隆冬时节,寒冷的天气更有利于新冠病毒遗传。这种情况下,我们多发性骨髓瘤患者必须有足够的警惕,患者和家属务必做好个人防护。在新冠病毒还不能完全彻底灭绝之前,我们骨髓瘤患者应该如何去做?对于标危患者而言,我们完全可采取口服药物治疗进行序贯衔接。而对于高危骨髓瘤患者,我们则需要格外慎重。

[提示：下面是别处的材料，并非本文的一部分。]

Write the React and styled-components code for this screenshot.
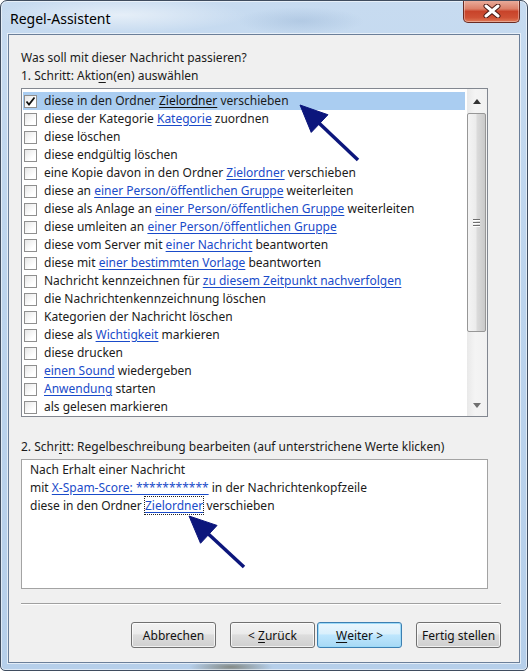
import styled, { createGlobalStyle } from "styled-components"

const GlobalStyle = createGlobalStyle`
    html, body {
        margin: 0;
        padding: 0;
        background: #ffffff;
    }
    body {
        font-family: "Noto Sans", "Open Sans", sans-serif;
        font-size: 12px;
        color: #1b1b1b;
    }
`;

const Frame = styled.div`
    position: relative;
    box-sizing: border-box;
    width: 528px;
    height: 671px;
    display: flex;
    flex-direction: column;
    border: 1px solid #3f4c5e;
    border-radius: 7px 7px 5px 5px;
    overflow: hidden;
    background:
        radial-gradient(ellipse 180px 26px at 120px 14px, rgba(255,255,255,0.55), rgba(255,255,255,0) 70%),
        radial-gradient(ellipse 90px 20px at 300px 20px, rgba(140,170,205,0.35), rgba(140,170,205,0) 70%),
        radial-gradient(ellipse 60px 10px at 230px 666px, rgba(90,80,50,0.55), rgba(90,80,50,0) 70%),
        linear-gradient(180deg, #c7dbf0 0%, #bcd4ed 45%, #b6cfea 100%);
    box-shadow: inset 0 0 0 1px rgba(255,255,255,0.55);
`;

const TitleBar = styled.div`
    height: 33px;
    flex: none;
    display: flex;
    justify-content: space-between;
    align-items: flex-start;
    padding-left: 9px;
    padding-right: 7px;
`;

const Title = styled.div`
    font-size: 14px;
    line-height: 18px;
    padding-top: 9px;
    color: #000;
`;

const CloseButton = styled.div`
    width: 57px;
    height: 23px;
    margin-top: -1px;
    box-sizing: border-box;
    display: flex;
    align-items: center;
    justify-content: center;
    border: 1px solid #6a2b22;
    border-top: none;
    border-radius: 0 0 5px 5px;
    background: linear-gradient(180deg, #eab0a0 0%, #dc8069 40%, #c8432a 52%, #cf5135 80%, #e07a58 100%);
    box-shadow: inset 0 0 0 1px rgba(255,255,255,0.35);
`;

const Client = styled.div`
    flex: 1;
    margin: 0 7px 7px 7px;
    box-sizing: border-box;
    border: 1px solid #6b7f99;
    box-shadow: 0 0 0 1px rgba(255,255,255,0.6);
    background: #f0f0f0;
    padding: 14px 18px 0 12px;
    display: flex;
    flex-direction: column;
`;

const Line = styled.div`
    height: 18px;
    line-height: 18px;
    white-space: nowrap;
    margin-top: ${(p) => p.$top || 0}px;
`;

const ListBox = styled.div`
    margin-top: 3px;
    width: 467px;
    height: 329px;
    box-sizing: border-box;
    border: 1px solid #828790;
    background: #fff;
    display: flex;
`;

const Rows = styled.div`
    flex: 1;
    padding-top: 3px;
    padding-left: 1px;
    padding-right: 2px;
`;

const Row = styled.div`
    height: 18px;
    display: flex;
    align-items: center;
    gap: 7px;
    padding-left: 1px;
    white-space: nowrap;
    line-height: 18px;
    background: ${(p) => (p.$selected ? "#aacdf1" : "transparent")};
`;

const Check = styled.div`
    width: 13px;
    height: 13px;
    flex: none;
    box-sizing: border-box;
    border: 1px solid #8f8f8f;
    background: linear-gradient(135deg, #e6e6e6 0%, #ffffff 70%);
    display: flex;
    align-items: center;
    justify-content: center;
`;

const Link = styled.span`
    color: ${(p) => (p.$plain ? "#111" : "#1a4bc9")};
    text-decoration: underline;
    text-underline-offset: 2px;
    outline: ${(p) => (p.$focus ? "1px dotted #222" : "none")};
    outline-offset: 0px;
`;

const Key = styled.span`
    text-decoration: underline;
    text-underline-offset: 2px;
`;

const ScrollBar = styled.div`
    width: 20px;
    flex: none;
    display: flex;
    flex-direction: column;
    background: linear-gradient(90deg, #e9e9e9 0%, #f4f4f4 40%, #f1f1f1 100%);
`;

const ArrowButton = styled.div`
    height: ${(p) => p.$h}px;
    flex: none;
    display: flex;
    align-items: center;
    justify-content: center;
`;

const Track = styled.div`
    flex: 1;
    display: flex;
    flex-direction: column;
`;

const Thumb = styled.div`
    height: 219px;
    margin: 0 1px 0 0;
    box-sizing: border-box;
    border: 1px solid #979797;
    border-radius: 2px;
    background: linear-gradient(90deg, #f4f4f4 0%, #ececec 45%, #dadada 55%, #c9c9c9 100%);
    display: flex;
    flex-direction: column;
    align-items: center;
    justify-content: center;
    gap: 2px;
`;

const Grip = styled.div`
    width: 7px;
    height: 1px;
    background: #6e6e6e;
    box-shadow: 0 1px 0 #fff;
`;

const DescBox = styled.div`
    margin-top: 3px;
    width: 467px;
    height: 130px;
    box-sizing: border-box;
    border: 1px solid #a3a3a3;
    background: #fff;
    padding: 1px 8px;
`;

const Separator = styled.div`
    margin-top: 14px;
    height: 0;
    border-top: 1px solid #a0a0a0;
    border-bottom: 1px solid #ffffff;
`;

const ButtonRow = styled.div`
    margin-top: 17px;
    display: flex;
    justify-content: flex-end;
`;

const Button = styled.div`
    width: 85px;
    height: 26px;
    box-sizing: border-box;
    margin-left: ${(p) => p.$gap || 0}px;
    display: flex;
    align-items: center;
    justify-content: center;
    white-space: pre;
    font-size: 12px;
    color: #111;
    border: 1px solid ${(p) => (p.$default ? "#3c7fb1" : "#707070")};
    border-radius: 3px;
    background: ${(p) =>
        p.$default
            ? "linear-gradient(180deg, #eaf6fd 0%, #d9f0fc 45%, #bee6fd 50%, #a7d9f5 100%)"
            : "linear-gradient(180deg, #f2f2f2 0%, #ebebeb 45%, #dddddd 50%, #cfcfcf 100%)"};
    box-shadow: inset 0 0 0 1px ${(p) => (p.$default ? "#9ddaf8" : "rgba(255,255,255,0.7)")};
`;

const Overlay = styled.svg`
    position: absolute;
    left: 0;
    top: 0;
    pointer-events: none;
`;

const rows = [
    ["diese in den Ordner ", { l: "Zielordner" }, " verschieben"],
    ["diese der Kategorie ", { l: "Kategorie" }, " zuordnen"],
    ["diese löschen"],
    ["diese endgültig löschen"],
    ["eine Kopie davon in den Ordner ", { l: "Zielordner" }, " verschieben"],
    ["diese an ", { l: "einer Person/öffentlichen Gruppe" }, " weiterleiten"],
    ["diese als Anlage an ", { l: "einer Person/öffentlichen Gruppe" }, " weiterleiten"],
    ["diese umleiten an ", { l: "einer Person/öffentlichen Gruppe" }],
    ["diese vom Server mit ", { l: "einer Nachricht" }, " beantworten"],
    ["diese mit ", { l: "einer bestimmten Vorlage" }, " beantworten"],
    ["Nachricht kennzeichnen für ", { l: "zu diesem Zeitpunkt nachverfolgen" }],
    ["die Nachrichtenkennzeichnung löschen"],
    ["Kategorien der Nachricht löschen"],
    ["diese als ", { l: "Wichtigkeit" }, " markieren"],
    ["diese drucken"],
    [{ l: "einen Sound" }, " wiedergeben"],
    [{ l: "Anwendung" }, " starten"],
    ["als gelesen markieren"],
];

const Tick = () => (
    <svg width="11" height="11" viewBox="0 0 11 11">
        <path d="M1.5 5.5 L4 8.5 L9.5 1.5" fill="none" stroke="#111" strokeWidth="1.8" />
    </svg>
);

const Tri = ({ down }) => (
    <svg width="8" height="5" viewBox="0 0 8 5">
        <path d={down ? "M0 0 H8 L4 5 Z" : "M0 5 H8 L4 0 Z"} fill={down ? "#707070" : "#333"} />
    </svg>
);

const Arrow = ({ tip, tail, head }) => {
    const dx = tip[0] - tail[0];
    const dy = tip[1] - tail[1];
    const len = Math.hypot(dx, dy);
    const ux = dx / len;
    const uy = dy / len;
    const bx = tip[0] - ux * head;
    const by = tip[1] - uy * head;
    const w = head * 0.45;
    const p1 = [bx - uy * w, by + ux * w];
    const p2 = [bx + uy * w, by - ux * w];
    return (
        <g fill="#0c167c" stroke="#0c167c">
            <line x1={tail[0]} y1={tail[1]} x2={bx + ux * 2} y2={by + uy * 2} strokeWidth="3.5" />
            <polygon points={`${tip.join(",")} ${p1.join(",")} ${p2.join(",")}`} strokeWidth="1" />
        </g>
    );
};

const App = () => {
    return (
        <>
            <GlobalStyle />
            <Frame>
                <TitleBar>
                    <Title>Regel-Assistent</Title>
                    <CloseButton>
                        <svg width="18" height="14" viewBox="0 0 18 14">
                            <path d="M3 2 L15 12 M15 2 L3 12" stroke="#4a1a14" strokeWidth="5" strokeLinecap="round" />
                            <path d="M3 2 L15 12 M15 2 L3 12" stroke="#fff" strokeWidth="3" strokeLinecap="round" />
                        </svg>
                    </CloseButton>
                </TitleBar>
                <Client>
                    <Line>Was soll mit dieser Nachricht passieren?</Line>
                    <Line>1. Schritt: Akti<Key>o</Key>n(en) auswählen</Line>
                    <ListBox>
                        <Rows>
                            {rows.map((parts, i) => (
                                <Row key={i} $selected={i === 0}>
                                    <Check>{i === 0 && <Tick />}</Check>
                                    <span>
                                        {parts.map((p, j) =>
                                            typeof p === "string" ? (
                                                <span key={j}>{p}</span>
                                            ) : (
                                                <Link key={j} $plain={i === 0}>{p.l}</Link>
                                            )
                                        )}
                                    </span>
                                </Row>
                            ))}
                        </Rows>
                        <ScrollBar>
                            <ArrowButton $h={24}><Tri /></ArrowButton>
                            <Track>
                                <Thumb>
                                    <Grip />
                                    <Grip />
                                    <Grip />
                                </Thumb>
                            </Track>
                            <ArrowButton $h={22}><Tri down /></ArrowButton>
                        </ScrollBar>
                    </ListBox>
                    <Line $top={21}>2. Schr<Key>i</Key>tt: Regelbeschreibung bearbeiten (auf unterstrichene Werte klicken)</Line>
                    <DescBox>
                        <Line>Nach Erhalt einer Nachricht</Line>
                        <Line>mit <Link>X-Spam-Score: ***********</Link> in der Nachrichtenkopfzeile</Line>
                        <Line>diese in den Ordner <Link $focus>Zielordner</Link> verschieben</Line>
                    </DescBox>
                    <Separator />
                    <ButtonRow>
                        <Button>Abbrechen</Button>
                        <Button $gap={14}>{"< "}<Key>Z</Key>urück</Button>
                        <Button $gap={2} $default><Key>W</Key>eiter &gt;</Button>
                        <Button $gap={14}>Fertig stellen</Button>
                    </ButtonRow>
                </Client>
                <Overlay width="528" height="671" viewBox="0 0 528 671">
                    <Arrow tip={[299, 104]} tail={[357, 159]} head={27} />
                    <Arrow tip={[188, 515]} tail={[243, 566]} head={27} />
                </Overlay>
            </Frame>
        </>
    )
}

export default App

什么是高危患者?目前国际上并没有明确的概念,梅奥诊所对于高危患者的定义也在不断更新。临床上,新药时代,具备以下特点的患者常被视为高危患者:
初诊时存在髓外浆细胞瘤(需除外骨浆细胞瘤及骨旁浆细胞瘤);
初诊时分期为RISS三期;
初诊时存在重度肾功能不全,诱导治疗4疗程无法脱离透析;
初诊时外周血浆细胞比例大于5%;
初诊时存在继发淀粉样变性,且累及心脏和/或肝脏;
诱导治疗2疗程没有获得部分缓解及以上疗效;
诱导治疗缓解后12月内出现疾病复发进展;
疾病复发进展后再诱导治疗无效,或者仅仅短期内有效;
无法耐受标准剂量治疗;
疾病复发进展后出现髓外浆细胞瘤(需除外骨浆细胞瘤及骨旁浆细胞瘤);
病程中血清乳酸脱氢酶无明显诱因异常升高;
存在染色体亚二倍体、1q21扩增阳性(阳性率大于20%)、t(14;20),临床上也被视为高危因素。
患者与上述情况符合项目越多,意味着疾病越高危。初诊时属于标危的患者,在疾病的诊疗过程中也可能发生生物特性转化,成为高危患者。

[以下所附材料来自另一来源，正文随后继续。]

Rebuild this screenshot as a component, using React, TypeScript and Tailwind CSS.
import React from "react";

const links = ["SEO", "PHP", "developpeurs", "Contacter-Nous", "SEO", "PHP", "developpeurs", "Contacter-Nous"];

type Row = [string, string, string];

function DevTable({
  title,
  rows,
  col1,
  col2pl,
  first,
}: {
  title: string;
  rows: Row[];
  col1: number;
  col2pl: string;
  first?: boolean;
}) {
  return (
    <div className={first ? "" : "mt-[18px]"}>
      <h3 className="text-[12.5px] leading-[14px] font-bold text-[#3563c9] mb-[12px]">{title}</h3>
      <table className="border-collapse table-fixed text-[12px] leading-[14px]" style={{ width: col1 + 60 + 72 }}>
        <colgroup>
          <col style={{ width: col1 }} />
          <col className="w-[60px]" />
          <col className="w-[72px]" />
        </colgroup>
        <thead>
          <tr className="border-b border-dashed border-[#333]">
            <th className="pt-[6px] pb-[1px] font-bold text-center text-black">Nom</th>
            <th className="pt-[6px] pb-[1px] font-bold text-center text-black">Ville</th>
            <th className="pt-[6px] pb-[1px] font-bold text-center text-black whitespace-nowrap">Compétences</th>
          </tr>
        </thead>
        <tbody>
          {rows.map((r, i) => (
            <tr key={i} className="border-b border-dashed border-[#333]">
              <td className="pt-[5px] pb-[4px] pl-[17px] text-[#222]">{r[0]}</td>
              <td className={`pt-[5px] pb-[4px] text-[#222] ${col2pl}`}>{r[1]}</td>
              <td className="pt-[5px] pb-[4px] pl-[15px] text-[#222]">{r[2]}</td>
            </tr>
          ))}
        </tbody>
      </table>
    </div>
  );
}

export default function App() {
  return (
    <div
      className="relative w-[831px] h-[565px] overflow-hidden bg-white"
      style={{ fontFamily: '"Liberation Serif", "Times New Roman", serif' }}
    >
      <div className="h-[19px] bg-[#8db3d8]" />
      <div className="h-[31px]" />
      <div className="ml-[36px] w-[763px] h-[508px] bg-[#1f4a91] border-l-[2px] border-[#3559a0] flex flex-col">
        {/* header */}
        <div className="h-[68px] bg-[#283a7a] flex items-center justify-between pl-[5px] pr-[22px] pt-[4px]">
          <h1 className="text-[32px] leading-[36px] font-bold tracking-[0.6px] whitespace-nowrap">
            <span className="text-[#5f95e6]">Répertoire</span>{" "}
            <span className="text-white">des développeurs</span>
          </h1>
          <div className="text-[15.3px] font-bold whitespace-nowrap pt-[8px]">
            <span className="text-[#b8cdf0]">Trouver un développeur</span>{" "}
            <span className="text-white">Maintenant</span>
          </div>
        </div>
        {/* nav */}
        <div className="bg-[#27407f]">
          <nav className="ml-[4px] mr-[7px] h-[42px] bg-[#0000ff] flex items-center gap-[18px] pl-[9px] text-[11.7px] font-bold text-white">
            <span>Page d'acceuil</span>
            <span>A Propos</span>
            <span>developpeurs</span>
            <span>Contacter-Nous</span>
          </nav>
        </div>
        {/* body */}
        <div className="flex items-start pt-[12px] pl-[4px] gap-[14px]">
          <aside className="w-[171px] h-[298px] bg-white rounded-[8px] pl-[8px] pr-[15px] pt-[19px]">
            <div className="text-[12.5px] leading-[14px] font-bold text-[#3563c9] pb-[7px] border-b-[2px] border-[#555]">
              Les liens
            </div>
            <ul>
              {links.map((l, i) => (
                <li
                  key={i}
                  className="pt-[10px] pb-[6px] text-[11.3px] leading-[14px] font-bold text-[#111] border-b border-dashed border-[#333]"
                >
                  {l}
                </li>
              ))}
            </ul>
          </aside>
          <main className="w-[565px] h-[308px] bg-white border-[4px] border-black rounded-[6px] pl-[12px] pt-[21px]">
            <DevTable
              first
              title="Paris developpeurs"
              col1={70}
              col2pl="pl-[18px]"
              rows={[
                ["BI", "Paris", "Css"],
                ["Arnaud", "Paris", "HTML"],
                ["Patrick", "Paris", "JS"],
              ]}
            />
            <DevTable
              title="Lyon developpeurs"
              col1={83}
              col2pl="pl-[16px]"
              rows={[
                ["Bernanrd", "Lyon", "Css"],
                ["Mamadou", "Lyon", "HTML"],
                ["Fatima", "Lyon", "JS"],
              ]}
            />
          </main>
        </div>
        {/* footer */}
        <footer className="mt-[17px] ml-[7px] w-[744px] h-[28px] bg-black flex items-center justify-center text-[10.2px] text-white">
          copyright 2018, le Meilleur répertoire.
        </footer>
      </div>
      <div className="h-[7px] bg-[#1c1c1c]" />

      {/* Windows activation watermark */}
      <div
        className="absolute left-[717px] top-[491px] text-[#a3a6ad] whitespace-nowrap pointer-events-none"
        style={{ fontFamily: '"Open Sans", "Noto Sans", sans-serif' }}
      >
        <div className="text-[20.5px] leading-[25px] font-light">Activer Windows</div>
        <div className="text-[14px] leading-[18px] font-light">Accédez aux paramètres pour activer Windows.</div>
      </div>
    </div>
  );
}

对于这部分高危患者,我们应该怎么办?这是很多血液专业医师经常思索的问题。针对这个问题,我个人有几点尚不成熟的思索,仅供大家参考。
新药临床试验。如果条件符合入组标准,应该首选参加新药临床试验;新药,往往意味着这是一种患者既往未曾接受过的不同作用机制的药物。“山重水复疑无路,柳暗花明又一村”,不少高危患者尤其是复发难治患者从中获益。
CART治疗。CART治疗是最近十年异军突起的一种细胞免疫治疗,在这个方面,我国学者已经走在了国际前列。虽然限于技术瓶颈问题,其无进展时间无法取得更大突破,但对于高危患者而言,若可获得中位一年左右的无进展生存,也是一个非常值得尝试的选择。

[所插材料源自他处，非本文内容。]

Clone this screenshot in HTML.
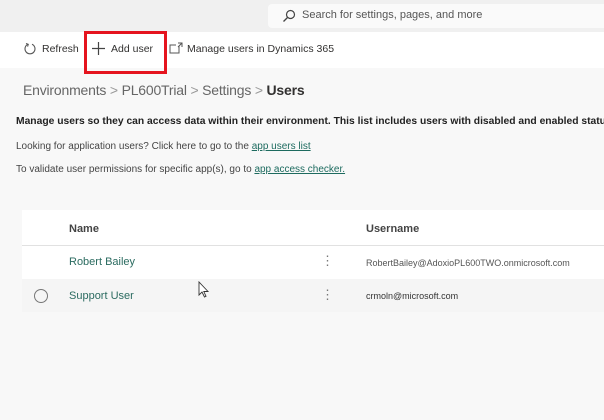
<!DOCTYPE html>
<html><head><style>
body{margin:0;width:604px;height:420px;overflow:hidden;background:#f8f8f8;font-family:"Liberation Sans",sans-serif;position:relative;color:#323130}
.a{position:absolute;white-space:nowrap}
.link{color:#1d6b5f;text-decoration:underline}
</style></head><body>
<div class="a" style="left:0;top:0;width:604px;height:32px;background:#f0f0f0"></div>
<div class="a" style="left:268px;top:4px;width:340px;height:24px;background:#fafafa;border-radius:4px"></div>
<svg class="a" style="left:282px;top:9px" width="14" height="14" viewBox="0 0 14 14"><circle cx="8.5" cy="5.5" r="4" fill="none" stroke="#444" stroke-width="1.2"/><path d="M5.5 8.5L1.5 12.5" stroke="#444" stroke-width="1.3"/></svg>
<div class="a" style="left:302px;top:9px;font-size:11px;color:#555">Search for settings, pages, and more</div>
<div class="a" style="left:0;top:32px;width:604px;height:36px;background:#fff"></div>
<svg class="a" style="left:23px;top:42px" width="14" height="14" viewBox="0 0 14 14"><path d="M5 2.2A5 5 0 1 0 9 2.2" fill="none" stroke="#555" stroke-width="1.1"/><path d="M3 1.5L5.3 2.3 4.6 4.6" fill="none" stroke="#555" stroke-width="1"/></svg>
<div class="a" style="left:42px;top:43px;font-size:10.5px">Refresh</div>
<svg class="a" style="left:92px;top:42px" width="13" height="13"><path d="M6.5 0V13M0 6.5H13" stroke="#444" stroke-width="1.2"/></svg>
<div class="a" style="left:111px;top:43px;font-size:10.5px">Add user</div>
<div class="a" style="left:84px;top:31px;width:77px;height:37px;border:3px solid #e5141e"></div>
<svg class="a" style="left:169px;top:42px" width="14" height="13"><path d="M10 4V11H1V3H7M9 1L13 1 13 5M13 1L9 5" fill="none" stroke="#555" stroke-width="1"/></svg>
<div class="a" style="left:187px;top:43px;font-size:10.5px">Manage users in Dynamics 365</div>
<div class="a" style="left:23px;top:82px;font-size:14px;color:#666;letter-spacing:-0.2px">Environments <span style="color:#999">&gt;</span> PL600Trial <span style="color:#999">&gt;</span> Settings <span style="color:#999">&gt;</span> <b style="color:#323130">Users</b></div>
<div class="a" style="left:16px;top:116px;font-size:10.3px;font-weight:bold;color:#222">Manage users so they can access data within their environment. This list includes users with disabled and enabled status</div>
<div class="a" style="left:16px;top:141px;font-size:10px;color:#444">Looking for application users? Click here to go to the <span class="link">app users list</span></div>
<div class="a" style="left:16px;top:164px;font-size:10px;color:#444">To validate user permissions for specific app(s), go to <span class="link">app access checker.</span></div>
<div class="a" style="left:22px;top:210px;width:582px;height:102px;background:#fff"></div>
<div class="a" style="left:22px;top:245px;width:582px;height:1px;background:#e1e1e1"></div>
<div class="a" style="left:22px;top:279px;width:582px;height:33px;background:#f5f5f5"></div>
<div class="a" style="left:69px;top:223px;font-size:11px;font-weight:bold;color:#444">Name</div>
<div class="a" style="left:366px;top:223px;font-size:11px;font-weight:bold;color:#444">Username</div>
<div class="a" style="left:69px;top:256px;font-size:11px;color:#2b6b60">Robert Bailey</div>
<div class="a" style="left:321px;top:253px;font-size:13px;color:#777">⋮</div>
<div class="a" style="left:366px;top:258px;font-size:9px;color:#555">RobertBailey@AdoxioPL600TWO.onmicrosoft.com</div>
<div class="a" style="left:34px;top:289px;width:12px;height:12px;border:1px solid #777;border-radius:50%"></div>
<div class="a" style="left:69px;top:290px;font-size:11px;color:#2b6b60">Support User</div>
<div class="a" style="left:321px;top:287px;font-size:13px;color:#777">⋮</div>
<div class="a" style="left:366px;top:291px;font-size:9px;color:#333">crmoln@microsoft.com</div>
<svg class="a" style="left:198px;top:281px" width="12" height="18"><path d="M1 1V14L4 11 6.5 16 8 15.3 5.8 10.5 10 10.5Z" fill="#fff" stroke="#333" stroke-width="0.9"/></svg>
</body></html>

序贯自体造血干细胞移植。若患者条件允许,建议诱导缓解后尽快进行序贯自体移植。多项临床研究证实了序贯自体移植可改善高危患者的临床预后。
异基因造血干细胞移植。虽然异基因移植并非多发性骨髓瘤患者的一线治疗选择,然而,对于多线治疗失败的高危年轻患者,若有合适供者,应该考虑异基因造血干细胞移植。
多种细胞毒性药物的联合治疗。如VDTPACE方案,这个方案对于多线治疗失败的患者及合并髓外浆细胞瘤的患者仍有一定疗效,但疗效无法持续,必须接受其他新型治疗。在新药不可及的时候,VDTPACE方案可用于挽救性治疗。
以上治疗应该如何排序?我个人倾向于序贯自体移植>新药临床试验>CART治疗>多种细胞毒药物的联合治疗>异基因造血干细胞移植,但最终还需结合患者实际病情。比如,一例多发性骨髓瘤继发浆细胞白血病患者,我个人倾向于诱导缓解后进行自体移植——序贯异基因造血干细胞移植的治疗策略。年轻的高危患者应该将异基因造血干细胞移植适当前置,尤其是多线治疗失败且一般状况较好的年轻患者。